>I just find that the short iteration isn't ideal because the short iteration, and lack of long-vision planning doesn't allow designers to develop in a "big-picture" way.
I don't think that kind of planning is particularly valuable. I've worked in many really unsuccessful companies that had a long term plan (which never really came to fruition) and some really successful companies which may have had a blurry long term vision about their general direction but mainly just reacted to customer input and market conditions as they saw fit.
The Linux kernel is developed in exactly this way too and it's hardly a model of an unsuccessful software project. It's not just me.
>Testing doesn't really fit anywhere in the equation as a differentiation. There was automated unit testing before Agile
Automated testing was barely used though. XP, the progenitor of agile, did emphasize it though.
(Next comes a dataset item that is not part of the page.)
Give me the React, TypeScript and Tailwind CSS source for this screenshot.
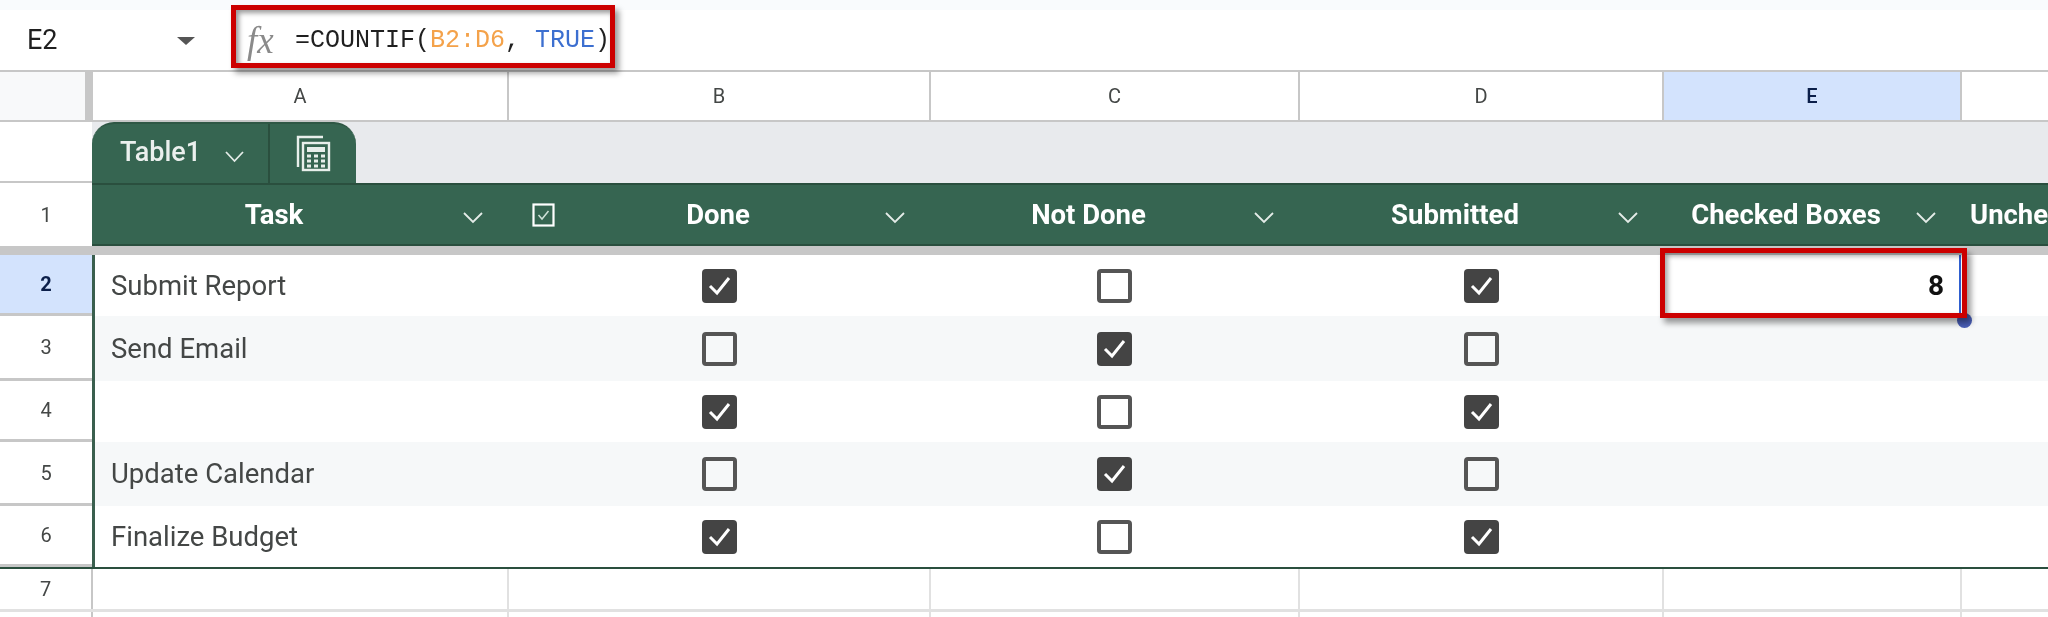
const widths = ["w-[416px]", "w-[422px]", "w-[369px]", "w-[364px]", "w-[298px]", "w-[87px]"];

function Chevron() {
  return (
    <svg width="22" height="13" viewBox="0 0 22 13" className="ml-[6px] mr-[24px] shrink-0 mt-[5px]" fill="none" stroke="#e4ece8" strokeWidth="1.8">
      <path d="M2 2 L11 11 L20 2" />
    </svg>
  );
}

function Checkbox({ on }: { on: boolean }) {
  return on ? (
    <div className="w-[35px] h-[34px] rounded-[4px] bg-[#444444] flex items-center justify-center">
      <svg width="27" height="24" viewBox="0 0 27 24" fill="none" stroke="#ffffff" strokeWidth="3">
        <path d="M4 12 L11 19 L23 4" />
      </svg>
    </div>
  ) : (
    <div className="w-[35px] h-[34px] rounded-[4px] border-[4px] border-[#555555]" />
  );
}

function HeaderCell({ label, width, pad, check }: { label: string; width: string; pad?: string; check?: boolean }) {
  return (
    <div className={`${width} shrink-0 h-full flex items-center relative overflow-hidden`}>
      {check && (
        <svg width="23" height="24" viewBox="0 0 23 24" className="absolute left-[24px] top-[18px]" fill="none" stroke="#ffffff">
          <rect x="1.5" y="1.5" width="20" height="21" strokeWidth="2.2" />
          <path d="M6.5 12 L10 16 L16.5 8" strokeWidth="1.5" stroke="#cfe0d8" />
        </svg>
      )}
      <span className={`${pad ?? ""} flex-1 text-center text-white font-bold text-[27.5px] leading-none whitespace-nowrap`}>{label}</span>
      <Chevron />
    </div>
  );
}

function ColHeader({ label, width, active }: { label: string; width: string; active?: boolean }) {
  return (
    <div className={`${width} shrink-0 h-full flex items-center justify-center border-r-2 border-[#c7c7c7] text-[20px] ${active ? "bg-[#d3e3fd] text-[#0b1f4a] font-medium" : "text-[#444746]"}`}>
      {label}
    </div>
  );
}

const rows = [
  { n: 2, task: "Submit Report", h: "h-[61px]", b: [true, false, true], stripe: false },
  { n: 3, task: "Send Email", h: "h-[65px]", b: [false, true, false], stripe: true },
  { n: 4, task: "", h: "h-[61px]", b: [true, false, true], stripe: false },
  { n: 5, task: "Update Calendar", h: "h-[64px]", b: [false, true, false], stripe: true },
  { n: 6, task: "Finalize Budget", h: "h-[61px]", b: [true, false, true], stripe: false },
];

export default function App() {
  return (
    <div className="relative w-[2048px] h-[617px] overflow-hidden bg-white font-['Roboto',sans-serif] text-[#444746] blur-[0.5px]">
      <div className="h-[10px] bg-[#f9fbfd]" />

      {/* Formula bar */}
      <div className="h-[62px] flex items-center border-b-2 border-[#c7c7c7]">
        <span className="w-[150px] pl-[27px] text-[27px] text-[#1f1f1f] leading-none">E2</span>
        <svg width="18" height="8" viewBox="0 0 18 8" className="ml-[27px] mt-[2px]">
          <path d="M0 0 H18 L9 8 Z" fill="#555555" />
        </svg>
        <span className="ml-[52px] w-[48px] font-['Liberation_Serif',serif] italic text-[37px] leading-none text-[#8a8a8a]">fx</span>
        <span className="font-['Liberation_Mono',monospace] text-[25px] leading-none text-[#1f1f1f]">
          =COUNTIF(<span className="text-[#f4a24a]">B2:D6</span>, <span className="text-[#3c6fd0]">TRUE</span>)
        </span>
      </div>

      {/* Column letters */}
      <div className="h-[50px] flex border-b-2 border-[#c7c7c7]">
        <div className="w-[85px] shrink-0 bg-[#f8f9fa]" />
        <div className="w-[8px] shrink-0 bg-[#c7c7c7]" />
        <ColHeader label="A" width={widths[0]} />
        <ColHeader label="B" width={widths[1]} />
        <ColHeader label="C" width={widths[2]} />
        <ColHeader label="D" width={widths[3]} />
        <ColHeader label="E" width={widths[4]} active />
        <div className="flex-1" />
      </div>

      {/* Table tab band */}
      <div className="h-[61px] flex">
        <div className="w-[92px] shrink-0 border-b-2 border-[#c7c7c7]" />
        <div className="flex-1 flex bg-[#e8eaed]">
          <div className="w-[264px] h-full flex items-stretch bg-[#366551] rounded-t-[22px] border-t-2 border-[#2f5745]">
            <div className="w-[178px] flex items-center border-r-2 border-[#2a4f3e]">
              <span className="ml-[28px] mb-[2px] text-white/90 font-medium text-[27px] leading-none">Table1</span>
              <svg width="21" height="13" viewBox="0 0 21 13" className="ml-[23px] mt-[5px]" fill="none" stroke="#e4ece8" strokeWidth="1.8">
                <path d="M2 2 L10.5 11 L19 2" />
              </svg>
            </div>
            <div className="flex-1 flex items-center justify-center">
              <svg width="35" height="37" viewBox="0 0 35 37" fill="none" stroke="#e8efeb" strokeWidth="2.4">
                <path d="M2 32 V2 H27" />
                <rect x="7" y="8" width="26" height="27" />
                <rect x="11" y="12" width="18" height="5" fill="#e8efeb" stroke="none" />
                <path d="M11 21 h4 M18 21 h4 M25 21 h4 M11 26 h4 M18 26 h4 M25 26 h4 M11 31 h4 M18 31 h4 M25 31 h4" strokeWidth="3" />
              </svg>
            </div>
          </div>
        </div>
      </div>

      {/* Row 1: table header */}
      <div className="h-[63px] flex">
        <div className="w-[92px] shrink-0 flex items-center justify-center text-[20px]">1</div>
        <div className="flex-1 flex bg-[#366551] border-t-2 border-b-2 border-[#2a4f3e] overflow-hidden">
          <HeaderCell label="Task" width={widths[0]} />
          <HeaderCell label="Done" width={widths[1]} pad="pl-[50px]" check />
          <HeaderCell label="Not Done" width={widths[2]} />
          <HeaderCell label="Submitted" width={widths[3]} />
          <HeaderCell label="Checked Boxes" width={widths[4]} />
          <div className={`${widths[5]} shrink-0 flex items-center pl-[9px] text-white font-bold text-[27.5px] leading-none whitespace-nowrap`}>Unchecked Boxes</div>
        </div>
      </div>

      {/* Frozen divider */}
      <div className="h-[9px] bg-[#c7c7c7]" />

      {/* Data rows */}
      {rows.map((r, i) => (
        <div key={r.n} className={`${r.h} flex`}>
          <div className={`w-[92px] shrink-0 flex items-center justify-center text-[20px] border-b-[3px] border-[#c7c7c7] ${i === 0 ? "bg-[#d3e3fd] text-[#0b1f4a] font-bold" : ""}`}>
            {r.n}
          </div>
          <div className={`flex-1 flex ${r.stripe ? "bg-[#f6f8f9]" : "bg-white"}`}>
            <div className={`${widths[0]} shrink-0 flex items-center pl-[16px] border-l-[3px] border-[#3a5f4e] text-[27.5px] leading-none`}>{r.task}</div>
            {r.b.map((on, j) => (
              <div key={j} className={`${widths[j + 1]} shrink-0 flex items-center justify-center`}>
                <Checkbox on={on} />
              </div>
            ))}
            <div className={`${widths[4]} shrink-0 flex items-center justify-end pr-[15px] text-[28px] font-bold text-[#111111] leading-none ${i === 0 ? "border-x-2 border-[#2f5fd0]" : ""}`}>
              {i === 0 ? "8" : ""}
            </div>
          </div>
        </div>
      ))}

      {/* Row 7 */}
      <div className="h-[45px] flex border-t-2 border-b-[3px] border-t-[#2a4f3e] border-b-[#e1e1e1]">
        <div className="w-[93px] shrink-0 flex items-center justify-center text-[20px] border-r-2 border-[#c7c7c7]">7</div>
        <div className={`${widths[0]} shrink-0 border-r-2 border-[#e1e1e1]`} />
        <div className={`${widths[1]} shrink-0 border-r-2 border-[#e1e1e1]`} />
        <div className={`${widths[2]} shrink-0 border-r-2 border-[#e1e1e1]`} />
        <div className={`${widths[3]} shrink-0 border-r-2 border-[#e1e1e1]`} />
        <div className={`${widths[4]} shrink-0 border-r-2 border-[#e1e1e1]`} />
      </div>
      <div className="h-[5px] flex">
        <div className="w-[93px] shrink-0 border-r-2 border-[#c7c7c7]" />
        <div className={`${widths[0]} shrink-0 border-r-2 border-[#e1e1e1]`} />
        <div className={`${widths[1]} shrink-0 border-r-2 border-[#e1e1e1]`} />
        <div className={`${widths[2]} shrink-0 border-r-2 border-[#e1e1e1]`} />
        <div className={`${widths[3]} shrink-0 border-r-2 border-[#e1e1e1]`} />
        <div className={`${widths[4]} shrink-0 border-r-2 border-[#e1e1e1]`} />
      </div>

      {/* Selection handle */}
      <div className="absolute left-[1957px] top-[313px] w-[15px] h-[15px] rounded-full bg-[#4a5fb8]" />

      {/* Annotation boxes */}
      <div className="absolute left-[231px] top-[5px] w-[384px] h-[63px] border-[5px] border-[#cc0000] shadow-[4px_5px_6px_rgba(0,0,0,0.4),inset_3px_3px_5px_rgba(0,0,0,0.4)]" />
      <div className="absolute left-[1660px] top-[248px] w-[307px] h-[70px] border-[5px] border-[#cc0000] shadow-[4px_5px_6px_rgba(0,0,0,0.4),inset_3px_3px_5px_rgba(0,0,0,0.35)]" />
    </div>
  );
}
It 'fits' because once you do enough of it (and you have automated releases), it just sort of stops making sense having release schedules. Every change to the code base that gets through code review and the test suite is releasable so why not release it?
>It also requires automated deployment which can be tricky
I think 2009 was the last time I worked on a system that didn't have automated deployment.
>I just think the short 2-3 week iterations don't fit every organization and if you can handle 1-2 month sprints, you'll have better designed software because you can see further into the future.
I've always aimed for iterations that are as short and tight as possible because the future - meaning how your software is really going to be used - is by far and away the least predictable thing you'll have to deal with. The most you can do is react to that quickly before veering too far down a dead end.
Hell, even when I develop software for myself I end up being surprised about how I actually end up using it.